Bongani Nqwababa SASOL CEO can also be seen launching into a big speech about ‘government targets on beneficiation of minerals’ set during the past Zuma administration, 14 million tonnes of COAL to produce 30% of fuel in SA and this without mentioning GHG. Falsely claims process is more efficient, since according to him, ‘O2 reduces need for Coal’, and no we not going to be driving around in oxygen-powered vehicles any time soon, it would be far better if Nqwababa was announcing that SASOL was shifting away from liquid fuels to renewable energy while promoting EV technologies. South Africa is falling far behind Western nations in their rush to adopt eco-friendly transport systems.
Molewa later attempted to clarify her idiotic statements in Businessday, claiming that SASOL would be saving 200 000 tonnes of CO2 because of energy efficiency. The group produced some 69,3 Mt of CO2 equivalent in 2016 and contributes some 14.5% to our nation’s total. How exactly the savings target would be derived from an expansion in production of fossil fuel components remains to be seen. In other words, Sasol just increased our GHG emissions but did it in a more efficient manner. Until such time as Sasol releases a road-map for ending fossil fuels, its attempt to greenwash itself as an “oxygen company” must be viewed with some skepticism.
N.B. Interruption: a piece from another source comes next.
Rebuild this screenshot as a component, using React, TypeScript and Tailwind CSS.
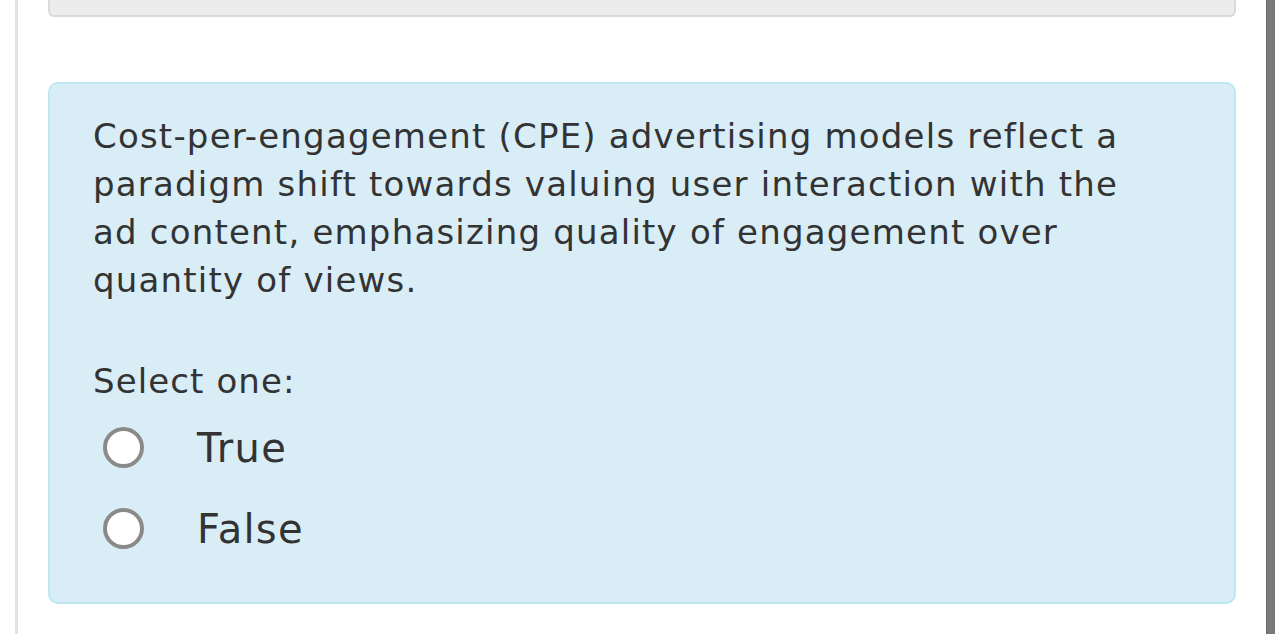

Local media outlets appear to have bought into the Big Rand greenwashing figures surrounding the Sasol investment, and are touting a relativistic and unproven ‘breathing fresh air into the economy story‘ as a solution to climate change, even if it means first polluting the environment with dirty coal. The audit mechanism surrounding fossil fuels will be coming up for debate in the National Assembly later this year, as a carbon tax is being introduced from next year. It remains to be seen whether or not any carbon offsets will be factored into the new tax regime, in effect making adoption of renewables more economical via a rebate on solar and EV.